◆ **What needs to be done**
Copy each line that has the string "this" somewhere in it.

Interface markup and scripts
-=-=-=-=-
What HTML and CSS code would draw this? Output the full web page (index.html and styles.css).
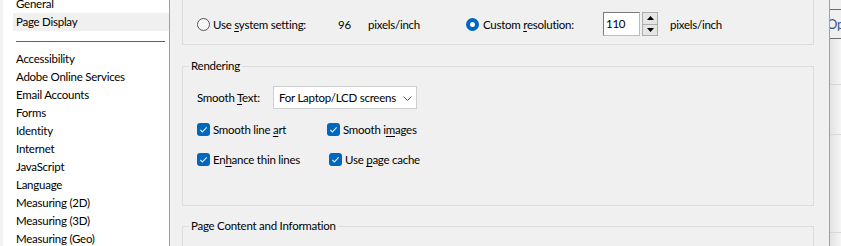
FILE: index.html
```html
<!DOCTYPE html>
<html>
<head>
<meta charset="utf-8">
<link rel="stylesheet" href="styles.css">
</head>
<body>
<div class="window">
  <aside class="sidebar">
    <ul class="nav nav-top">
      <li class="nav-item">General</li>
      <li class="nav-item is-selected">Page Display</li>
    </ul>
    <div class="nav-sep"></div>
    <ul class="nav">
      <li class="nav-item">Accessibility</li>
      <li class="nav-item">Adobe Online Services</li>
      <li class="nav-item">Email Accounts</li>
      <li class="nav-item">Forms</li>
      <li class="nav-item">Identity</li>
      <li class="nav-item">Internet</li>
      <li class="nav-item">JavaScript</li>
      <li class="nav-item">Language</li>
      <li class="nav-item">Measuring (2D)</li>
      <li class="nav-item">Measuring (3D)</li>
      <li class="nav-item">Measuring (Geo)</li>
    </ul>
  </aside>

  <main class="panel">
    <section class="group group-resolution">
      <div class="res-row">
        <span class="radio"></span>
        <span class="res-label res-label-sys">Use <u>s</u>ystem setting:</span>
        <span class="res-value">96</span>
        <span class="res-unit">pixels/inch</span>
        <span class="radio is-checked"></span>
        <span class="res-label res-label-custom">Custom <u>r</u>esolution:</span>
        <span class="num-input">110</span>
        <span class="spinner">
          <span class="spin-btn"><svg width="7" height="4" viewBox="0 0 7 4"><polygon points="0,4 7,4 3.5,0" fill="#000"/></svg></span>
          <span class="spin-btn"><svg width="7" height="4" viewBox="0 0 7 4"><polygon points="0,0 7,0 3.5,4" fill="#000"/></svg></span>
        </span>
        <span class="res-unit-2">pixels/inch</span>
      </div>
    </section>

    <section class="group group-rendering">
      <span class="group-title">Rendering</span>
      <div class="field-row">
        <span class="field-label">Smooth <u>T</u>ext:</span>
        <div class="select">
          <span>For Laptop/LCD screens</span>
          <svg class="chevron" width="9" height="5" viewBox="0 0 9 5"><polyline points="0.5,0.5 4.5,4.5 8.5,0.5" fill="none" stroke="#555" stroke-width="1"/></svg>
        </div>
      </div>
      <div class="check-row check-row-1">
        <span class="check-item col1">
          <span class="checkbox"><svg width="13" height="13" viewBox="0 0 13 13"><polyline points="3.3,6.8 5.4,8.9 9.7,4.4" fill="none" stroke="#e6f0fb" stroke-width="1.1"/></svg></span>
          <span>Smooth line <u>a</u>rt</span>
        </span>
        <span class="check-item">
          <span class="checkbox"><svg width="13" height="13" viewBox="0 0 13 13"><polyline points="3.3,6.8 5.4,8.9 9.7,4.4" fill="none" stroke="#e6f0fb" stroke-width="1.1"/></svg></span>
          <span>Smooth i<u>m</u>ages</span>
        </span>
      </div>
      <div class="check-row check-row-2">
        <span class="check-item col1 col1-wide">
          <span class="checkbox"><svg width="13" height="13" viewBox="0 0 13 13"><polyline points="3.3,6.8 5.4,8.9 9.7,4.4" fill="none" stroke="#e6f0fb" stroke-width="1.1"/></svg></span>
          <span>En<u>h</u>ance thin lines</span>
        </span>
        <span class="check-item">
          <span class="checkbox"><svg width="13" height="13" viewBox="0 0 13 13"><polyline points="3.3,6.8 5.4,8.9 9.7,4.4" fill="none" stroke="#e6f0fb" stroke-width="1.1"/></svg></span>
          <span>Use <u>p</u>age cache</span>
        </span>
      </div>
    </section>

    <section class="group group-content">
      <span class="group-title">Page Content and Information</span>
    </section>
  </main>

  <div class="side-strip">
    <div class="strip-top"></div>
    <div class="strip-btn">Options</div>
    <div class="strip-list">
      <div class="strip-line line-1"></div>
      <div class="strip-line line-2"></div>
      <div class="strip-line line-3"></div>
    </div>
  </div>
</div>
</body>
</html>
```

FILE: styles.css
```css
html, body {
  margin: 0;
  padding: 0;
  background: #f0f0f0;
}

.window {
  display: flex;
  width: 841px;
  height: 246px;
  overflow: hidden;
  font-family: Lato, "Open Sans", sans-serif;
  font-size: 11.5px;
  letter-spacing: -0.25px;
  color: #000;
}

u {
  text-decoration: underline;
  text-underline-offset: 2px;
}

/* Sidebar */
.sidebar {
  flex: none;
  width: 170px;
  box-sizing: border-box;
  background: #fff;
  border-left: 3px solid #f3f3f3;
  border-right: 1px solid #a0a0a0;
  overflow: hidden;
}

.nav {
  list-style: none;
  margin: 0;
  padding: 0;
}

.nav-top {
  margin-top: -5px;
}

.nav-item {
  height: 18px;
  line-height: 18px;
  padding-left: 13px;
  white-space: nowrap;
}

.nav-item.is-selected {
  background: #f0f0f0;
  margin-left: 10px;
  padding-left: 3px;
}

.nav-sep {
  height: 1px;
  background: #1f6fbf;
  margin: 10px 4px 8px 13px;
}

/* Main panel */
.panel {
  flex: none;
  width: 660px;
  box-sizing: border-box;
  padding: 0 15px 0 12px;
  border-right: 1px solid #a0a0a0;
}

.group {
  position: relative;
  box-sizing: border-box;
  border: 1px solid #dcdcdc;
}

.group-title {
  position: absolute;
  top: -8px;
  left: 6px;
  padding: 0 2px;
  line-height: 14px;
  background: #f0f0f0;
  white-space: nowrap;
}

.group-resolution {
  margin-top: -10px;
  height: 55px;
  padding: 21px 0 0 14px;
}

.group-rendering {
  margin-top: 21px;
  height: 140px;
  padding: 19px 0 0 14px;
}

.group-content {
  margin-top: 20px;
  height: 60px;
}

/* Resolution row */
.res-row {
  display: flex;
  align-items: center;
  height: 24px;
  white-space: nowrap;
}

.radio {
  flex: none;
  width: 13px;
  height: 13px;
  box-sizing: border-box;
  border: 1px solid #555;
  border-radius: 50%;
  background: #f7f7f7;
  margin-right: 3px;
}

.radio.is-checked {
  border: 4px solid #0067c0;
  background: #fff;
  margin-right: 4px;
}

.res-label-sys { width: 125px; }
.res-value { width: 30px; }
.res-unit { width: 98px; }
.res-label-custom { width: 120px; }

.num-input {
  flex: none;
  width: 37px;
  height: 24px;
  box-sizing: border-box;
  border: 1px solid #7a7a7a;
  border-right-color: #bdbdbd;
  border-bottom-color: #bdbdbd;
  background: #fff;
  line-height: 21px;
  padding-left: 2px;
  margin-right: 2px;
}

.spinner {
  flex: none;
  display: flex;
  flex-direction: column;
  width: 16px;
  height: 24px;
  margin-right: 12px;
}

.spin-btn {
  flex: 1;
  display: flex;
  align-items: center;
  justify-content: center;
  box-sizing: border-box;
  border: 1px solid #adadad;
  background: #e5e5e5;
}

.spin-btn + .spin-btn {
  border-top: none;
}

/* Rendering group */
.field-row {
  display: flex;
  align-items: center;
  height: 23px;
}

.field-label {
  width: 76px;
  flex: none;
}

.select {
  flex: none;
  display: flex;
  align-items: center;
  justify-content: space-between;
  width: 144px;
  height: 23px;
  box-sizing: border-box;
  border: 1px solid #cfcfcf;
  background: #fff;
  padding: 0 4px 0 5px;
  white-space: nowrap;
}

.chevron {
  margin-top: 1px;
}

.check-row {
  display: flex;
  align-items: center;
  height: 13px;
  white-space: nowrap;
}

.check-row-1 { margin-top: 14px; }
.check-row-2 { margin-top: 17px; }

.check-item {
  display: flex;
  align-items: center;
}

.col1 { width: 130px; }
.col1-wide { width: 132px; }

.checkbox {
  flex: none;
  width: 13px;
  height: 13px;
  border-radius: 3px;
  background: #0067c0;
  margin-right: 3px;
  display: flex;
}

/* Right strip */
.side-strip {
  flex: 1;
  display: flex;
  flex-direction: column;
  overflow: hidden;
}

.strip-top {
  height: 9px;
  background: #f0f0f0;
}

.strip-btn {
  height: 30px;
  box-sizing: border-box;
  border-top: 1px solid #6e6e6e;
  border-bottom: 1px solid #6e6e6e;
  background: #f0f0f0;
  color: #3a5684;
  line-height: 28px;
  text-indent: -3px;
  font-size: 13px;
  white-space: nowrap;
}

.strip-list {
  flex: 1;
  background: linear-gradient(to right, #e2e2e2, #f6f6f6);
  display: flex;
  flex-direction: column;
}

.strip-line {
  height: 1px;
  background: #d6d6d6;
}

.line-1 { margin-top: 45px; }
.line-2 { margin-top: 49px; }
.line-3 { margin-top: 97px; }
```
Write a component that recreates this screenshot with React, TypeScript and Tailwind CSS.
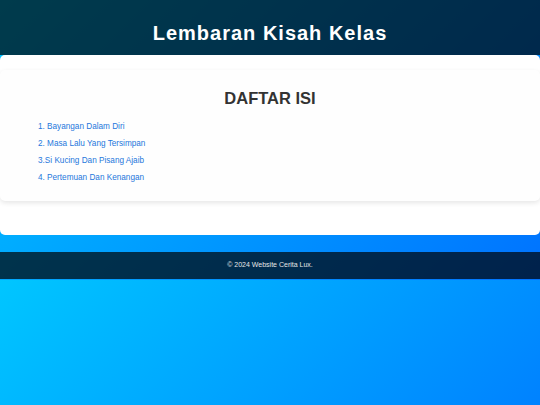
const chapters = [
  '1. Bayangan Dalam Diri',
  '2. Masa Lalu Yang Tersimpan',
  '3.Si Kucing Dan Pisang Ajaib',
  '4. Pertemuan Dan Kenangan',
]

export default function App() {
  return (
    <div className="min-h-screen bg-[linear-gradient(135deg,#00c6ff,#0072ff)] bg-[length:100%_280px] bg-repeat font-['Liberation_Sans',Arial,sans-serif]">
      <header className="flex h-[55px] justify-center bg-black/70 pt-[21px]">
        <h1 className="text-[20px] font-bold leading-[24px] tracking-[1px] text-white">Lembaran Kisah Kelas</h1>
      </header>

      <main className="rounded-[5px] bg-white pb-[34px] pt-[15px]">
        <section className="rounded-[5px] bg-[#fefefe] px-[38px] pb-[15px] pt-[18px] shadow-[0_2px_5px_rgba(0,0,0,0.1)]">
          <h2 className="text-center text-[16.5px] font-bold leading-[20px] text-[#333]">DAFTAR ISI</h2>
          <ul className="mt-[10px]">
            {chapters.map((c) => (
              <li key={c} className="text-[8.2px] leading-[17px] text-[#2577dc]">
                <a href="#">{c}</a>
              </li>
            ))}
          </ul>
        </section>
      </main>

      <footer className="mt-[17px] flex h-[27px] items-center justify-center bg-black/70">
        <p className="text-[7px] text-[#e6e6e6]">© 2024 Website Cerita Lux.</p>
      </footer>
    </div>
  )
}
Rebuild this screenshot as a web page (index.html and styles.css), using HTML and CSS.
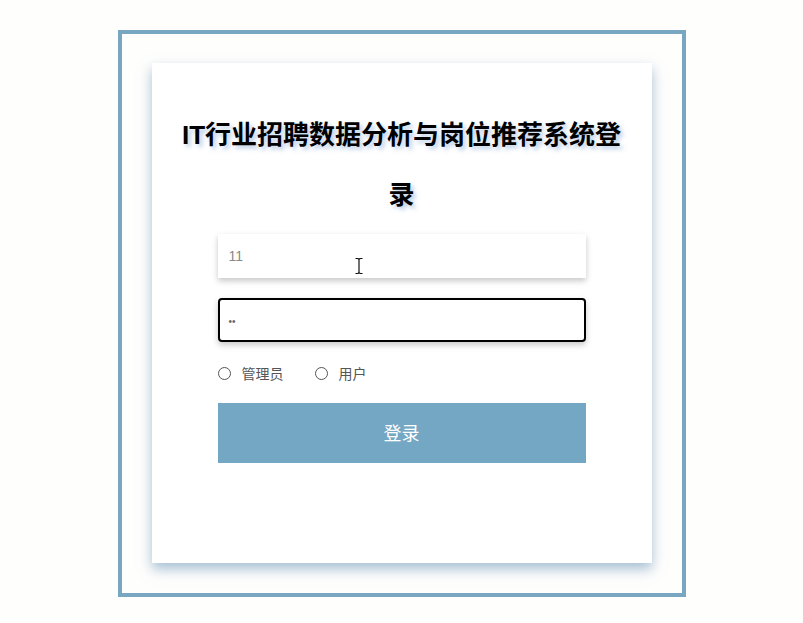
-=-=-=-=-
◆ **Full response**
What HTML and CSS code would draw this? Output the full web page (index.html and styles.css).
Write a component that recreates this screenshot with React, TypeScript and Tailwind CSS.
Rebuild this screenshot as a web page (index.html and styles.css), using HTML and CSS.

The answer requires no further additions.